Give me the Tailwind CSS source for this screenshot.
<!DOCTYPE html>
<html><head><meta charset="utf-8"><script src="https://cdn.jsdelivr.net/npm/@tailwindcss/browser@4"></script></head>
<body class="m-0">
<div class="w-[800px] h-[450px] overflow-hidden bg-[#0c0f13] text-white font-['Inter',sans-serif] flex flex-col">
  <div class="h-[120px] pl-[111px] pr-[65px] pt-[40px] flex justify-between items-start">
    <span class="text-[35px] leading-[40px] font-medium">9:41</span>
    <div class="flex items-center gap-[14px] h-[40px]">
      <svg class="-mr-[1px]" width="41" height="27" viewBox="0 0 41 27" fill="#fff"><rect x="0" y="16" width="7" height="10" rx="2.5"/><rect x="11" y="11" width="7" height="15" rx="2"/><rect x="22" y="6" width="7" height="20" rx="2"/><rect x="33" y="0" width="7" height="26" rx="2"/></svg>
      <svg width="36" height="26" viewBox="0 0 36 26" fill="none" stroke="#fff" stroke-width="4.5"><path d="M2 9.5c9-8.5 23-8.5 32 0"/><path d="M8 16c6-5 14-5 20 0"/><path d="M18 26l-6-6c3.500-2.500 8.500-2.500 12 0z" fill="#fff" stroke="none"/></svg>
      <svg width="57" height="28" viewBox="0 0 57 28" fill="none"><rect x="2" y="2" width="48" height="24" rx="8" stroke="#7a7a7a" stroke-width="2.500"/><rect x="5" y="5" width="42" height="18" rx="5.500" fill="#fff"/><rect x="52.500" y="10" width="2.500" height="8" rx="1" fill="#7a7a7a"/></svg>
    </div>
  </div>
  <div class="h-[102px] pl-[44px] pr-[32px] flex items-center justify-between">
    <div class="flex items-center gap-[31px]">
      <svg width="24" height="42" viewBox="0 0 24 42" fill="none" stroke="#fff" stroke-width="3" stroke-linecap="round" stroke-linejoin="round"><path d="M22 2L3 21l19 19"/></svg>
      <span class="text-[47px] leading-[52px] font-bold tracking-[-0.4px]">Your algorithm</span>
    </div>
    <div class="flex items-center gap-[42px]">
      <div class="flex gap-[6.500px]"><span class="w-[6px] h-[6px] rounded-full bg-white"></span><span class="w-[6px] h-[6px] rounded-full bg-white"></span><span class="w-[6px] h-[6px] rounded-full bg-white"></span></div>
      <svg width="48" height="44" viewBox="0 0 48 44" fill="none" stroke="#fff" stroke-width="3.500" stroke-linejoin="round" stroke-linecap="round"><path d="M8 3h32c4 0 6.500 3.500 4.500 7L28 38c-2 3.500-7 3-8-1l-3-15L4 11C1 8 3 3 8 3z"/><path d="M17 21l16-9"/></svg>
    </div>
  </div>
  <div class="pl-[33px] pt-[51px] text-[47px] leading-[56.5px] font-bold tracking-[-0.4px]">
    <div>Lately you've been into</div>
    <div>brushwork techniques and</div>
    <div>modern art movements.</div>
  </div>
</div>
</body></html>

::::

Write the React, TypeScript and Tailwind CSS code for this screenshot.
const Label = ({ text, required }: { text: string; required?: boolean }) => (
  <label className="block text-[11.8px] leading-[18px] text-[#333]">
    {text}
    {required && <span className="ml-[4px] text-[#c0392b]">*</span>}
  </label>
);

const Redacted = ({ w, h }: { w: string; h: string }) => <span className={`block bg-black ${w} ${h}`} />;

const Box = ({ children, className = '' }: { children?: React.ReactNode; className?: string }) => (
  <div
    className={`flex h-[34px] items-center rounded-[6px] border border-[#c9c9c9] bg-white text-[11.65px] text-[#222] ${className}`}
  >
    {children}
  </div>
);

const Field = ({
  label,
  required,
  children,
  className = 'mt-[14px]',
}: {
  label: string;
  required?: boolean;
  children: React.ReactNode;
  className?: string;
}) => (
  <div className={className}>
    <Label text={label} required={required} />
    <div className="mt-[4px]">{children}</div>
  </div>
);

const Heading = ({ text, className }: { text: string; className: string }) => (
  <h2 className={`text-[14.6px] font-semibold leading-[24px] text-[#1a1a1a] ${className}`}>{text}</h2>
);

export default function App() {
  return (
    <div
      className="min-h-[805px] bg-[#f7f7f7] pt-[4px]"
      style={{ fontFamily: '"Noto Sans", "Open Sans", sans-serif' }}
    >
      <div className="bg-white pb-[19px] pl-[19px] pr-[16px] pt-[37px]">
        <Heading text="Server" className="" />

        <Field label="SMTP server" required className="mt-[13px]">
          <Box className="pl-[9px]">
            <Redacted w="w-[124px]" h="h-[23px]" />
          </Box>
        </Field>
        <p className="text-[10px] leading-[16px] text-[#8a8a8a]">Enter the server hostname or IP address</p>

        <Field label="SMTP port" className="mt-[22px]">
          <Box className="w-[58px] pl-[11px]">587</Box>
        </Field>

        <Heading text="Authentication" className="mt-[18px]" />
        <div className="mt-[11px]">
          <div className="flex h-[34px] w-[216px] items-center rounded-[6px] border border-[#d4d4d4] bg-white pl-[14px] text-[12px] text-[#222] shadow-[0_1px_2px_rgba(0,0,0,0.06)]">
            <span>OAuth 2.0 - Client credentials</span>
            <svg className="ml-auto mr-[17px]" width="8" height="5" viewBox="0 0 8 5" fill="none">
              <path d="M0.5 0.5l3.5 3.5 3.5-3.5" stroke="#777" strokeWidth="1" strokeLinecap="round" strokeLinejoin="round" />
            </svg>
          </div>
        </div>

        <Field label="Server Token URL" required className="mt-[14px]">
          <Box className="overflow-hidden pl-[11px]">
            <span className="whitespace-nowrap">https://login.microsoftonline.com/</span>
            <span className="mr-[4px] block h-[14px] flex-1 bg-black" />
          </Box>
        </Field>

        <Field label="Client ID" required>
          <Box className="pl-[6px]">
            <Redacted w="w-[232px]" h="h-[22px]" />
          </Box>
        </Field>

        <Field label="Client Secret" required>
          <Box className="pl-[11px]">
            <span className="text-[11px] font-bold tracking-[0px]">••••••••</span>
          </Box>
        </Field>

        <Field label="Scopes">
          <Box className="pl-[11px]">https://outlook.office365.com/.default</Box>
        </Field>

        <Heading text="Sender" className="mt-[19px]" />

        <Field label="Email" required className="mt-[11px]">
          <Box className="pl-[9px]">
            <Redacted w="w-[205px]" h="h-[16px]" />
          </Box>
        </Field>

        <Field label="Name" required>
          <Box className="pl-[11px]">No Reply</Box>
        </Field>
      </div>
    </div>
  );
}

::::

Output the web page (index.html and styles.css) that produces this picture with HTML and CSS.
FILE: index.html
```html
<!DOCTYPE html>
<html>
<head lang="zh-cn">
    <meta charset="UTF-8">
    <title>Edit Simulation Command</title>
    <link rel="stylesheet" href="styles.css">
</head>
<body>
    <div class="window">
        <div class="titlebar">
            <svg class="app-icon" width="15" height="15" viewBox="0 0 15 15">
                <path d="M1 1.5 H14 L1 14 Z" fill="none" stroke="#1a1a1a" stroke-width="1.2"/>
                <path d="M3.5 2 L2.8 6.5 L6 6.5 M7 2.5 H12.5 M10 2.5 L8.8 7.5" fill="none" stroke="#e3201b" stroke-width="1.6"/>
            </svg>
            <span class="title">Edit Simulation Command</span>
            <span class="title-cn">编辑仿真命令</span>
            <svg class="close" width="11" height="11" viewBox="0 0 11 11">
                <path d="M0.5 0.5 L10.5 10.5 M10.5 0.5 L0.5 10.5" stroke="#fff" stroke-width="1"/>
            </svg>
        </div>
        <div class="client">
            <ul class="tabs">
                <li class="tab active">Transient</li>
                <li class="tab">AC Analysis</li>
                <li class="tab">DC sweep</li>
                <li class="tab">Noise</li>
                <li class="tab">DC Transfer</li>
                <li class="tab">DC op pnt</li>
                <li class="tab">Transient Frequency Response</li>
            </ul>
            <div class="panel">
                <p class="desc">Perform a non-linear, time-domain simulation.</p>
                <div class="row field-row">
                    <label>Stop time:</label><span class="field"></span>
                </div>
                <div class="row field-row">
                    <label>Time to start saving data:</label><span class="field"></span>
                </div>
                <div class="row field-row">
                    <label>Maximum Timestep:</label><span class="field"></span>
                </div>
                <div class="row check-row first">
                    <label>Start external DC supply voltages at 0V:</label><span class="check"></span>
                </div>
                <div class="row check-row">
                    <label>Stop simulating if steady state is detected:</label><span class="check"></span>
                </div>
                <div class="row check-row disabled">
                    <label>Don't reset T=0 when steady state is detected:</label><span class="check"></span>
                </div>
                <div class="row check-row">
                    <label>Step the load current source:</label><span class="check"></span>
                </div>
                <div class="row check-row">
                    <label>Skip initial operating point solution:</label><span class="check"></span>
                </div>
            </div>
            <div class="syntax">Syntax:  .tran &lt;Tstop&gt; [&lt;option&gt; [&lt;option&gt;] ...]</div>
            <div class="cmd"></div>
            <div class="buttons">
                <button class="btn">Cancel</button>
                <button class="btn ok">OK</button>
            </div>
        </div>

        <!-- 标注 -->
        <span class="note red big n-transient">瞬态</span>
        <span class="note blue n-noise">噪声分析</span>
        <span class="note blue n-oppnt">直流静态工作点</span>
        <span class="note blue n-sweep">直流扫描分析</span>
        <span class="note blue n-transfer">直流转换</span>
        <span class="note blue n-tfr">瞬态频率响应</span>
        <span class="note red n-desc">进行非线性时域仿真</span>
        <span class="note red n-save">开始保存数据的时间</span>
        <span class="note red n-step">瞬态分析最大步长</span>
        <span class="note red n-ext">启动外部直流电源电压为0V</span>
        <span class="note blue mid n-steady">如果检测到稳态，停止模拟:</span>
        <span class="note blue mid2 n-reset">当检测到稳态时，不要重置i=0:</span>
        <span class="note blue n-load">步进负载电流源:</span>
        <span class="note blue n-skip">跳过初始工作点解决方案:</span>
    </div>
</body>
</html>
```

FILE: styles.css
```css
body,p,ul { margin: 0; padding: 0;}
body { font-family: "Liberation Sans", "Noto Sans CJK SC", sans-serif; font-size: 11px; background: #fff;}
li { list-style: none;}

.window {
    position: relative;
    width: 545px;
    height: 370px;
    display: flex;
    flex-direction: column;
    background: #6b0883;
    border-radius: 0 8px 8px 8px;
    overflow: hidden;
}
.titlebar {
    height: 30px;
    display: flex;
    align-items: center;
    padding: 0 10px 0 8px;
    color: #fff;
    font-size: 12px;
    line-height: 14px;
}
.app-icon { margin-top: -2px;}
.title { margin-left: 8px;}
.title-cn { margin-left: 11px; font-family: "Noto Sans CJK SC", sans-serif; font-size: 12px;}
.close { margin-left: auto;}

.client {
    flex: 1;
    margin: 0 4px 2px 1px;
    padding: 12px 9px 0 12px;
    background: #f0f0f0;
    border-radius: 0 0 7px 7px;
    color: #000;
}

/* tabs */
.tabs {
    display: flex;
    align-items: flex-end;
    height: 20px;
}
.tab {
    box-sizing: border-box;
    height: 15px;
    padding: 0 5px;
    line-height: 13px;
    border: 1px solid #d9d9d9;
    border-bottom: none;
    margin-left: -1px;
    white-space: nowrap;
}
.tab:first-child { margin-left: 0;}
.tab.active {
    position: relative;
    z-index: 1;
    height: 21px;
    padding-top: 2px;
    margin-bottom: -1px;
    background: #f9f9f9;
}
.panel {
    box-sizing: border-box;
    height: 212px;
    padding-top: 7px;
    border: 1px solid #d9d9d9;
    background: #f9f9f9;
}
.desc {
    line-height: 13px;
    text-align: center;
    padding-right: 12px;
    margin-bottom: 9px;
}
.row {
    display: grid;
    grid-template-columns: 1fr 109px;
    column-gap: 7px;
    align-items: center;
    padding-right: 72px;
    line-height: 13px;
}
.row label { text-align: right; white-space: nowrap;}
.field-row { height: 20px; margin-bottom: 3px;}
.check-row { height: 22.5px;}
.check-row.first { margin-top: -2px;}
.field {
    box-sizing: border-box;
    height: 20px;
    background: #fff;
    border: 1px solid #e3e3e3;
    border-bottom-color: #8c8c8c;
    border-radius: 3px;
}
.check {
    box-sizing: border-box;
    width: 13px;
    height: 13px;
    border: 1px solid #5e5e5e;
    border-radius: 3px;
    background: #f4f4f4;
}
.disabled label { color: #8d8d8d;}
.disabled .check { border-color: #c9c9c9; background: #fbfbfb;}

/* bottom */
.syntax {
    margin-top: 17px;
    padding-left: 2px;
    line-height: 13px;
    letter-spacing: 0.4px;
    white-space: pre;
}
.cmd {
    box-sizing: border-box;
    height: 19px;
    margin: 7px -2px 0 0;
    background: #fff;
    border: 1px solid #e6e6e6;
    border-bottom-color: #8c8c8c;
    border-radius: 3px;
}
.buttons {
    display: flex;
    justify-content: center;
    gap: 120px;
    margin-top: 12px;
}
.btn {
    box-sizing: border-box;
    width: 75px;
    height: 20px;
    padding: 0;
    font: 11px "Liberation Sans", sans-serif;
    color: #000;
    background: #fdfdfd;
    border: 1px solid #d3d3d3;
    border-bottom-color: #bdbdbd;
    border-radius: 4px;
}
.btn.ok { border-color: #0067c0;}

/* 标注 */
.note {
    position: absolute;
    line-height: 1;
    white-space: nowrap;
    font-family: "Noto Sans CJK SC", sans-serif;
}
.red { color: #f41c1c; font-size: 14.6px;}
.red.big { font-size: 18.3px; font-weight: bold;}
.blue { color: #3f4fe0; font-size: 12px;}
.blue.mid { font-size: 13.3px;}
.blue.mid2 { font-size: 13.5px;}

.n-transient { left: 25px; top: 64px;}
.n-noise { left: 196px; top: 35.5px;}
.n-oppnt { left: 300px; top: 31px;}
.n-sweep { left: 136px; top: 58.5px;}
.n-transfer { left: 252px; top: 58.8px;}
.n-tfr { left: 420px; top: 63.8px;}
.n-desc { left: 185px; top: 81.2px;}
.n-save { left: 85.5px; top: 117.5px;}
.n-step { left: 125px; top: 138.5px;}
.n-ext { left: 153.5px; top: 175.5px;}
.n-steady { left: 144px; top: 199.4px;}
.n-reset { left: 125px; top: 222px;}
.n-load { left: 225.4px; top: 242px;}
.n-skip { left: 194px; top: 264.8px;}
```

::::

# [The problem]
Read through the data and copy every line where "screenshot" shows up.

# [Exercise result]
Give me the Tailwind CSS source for this screenshot.
Write the React, TypeScript and Tailwind CSS code for this screenshot.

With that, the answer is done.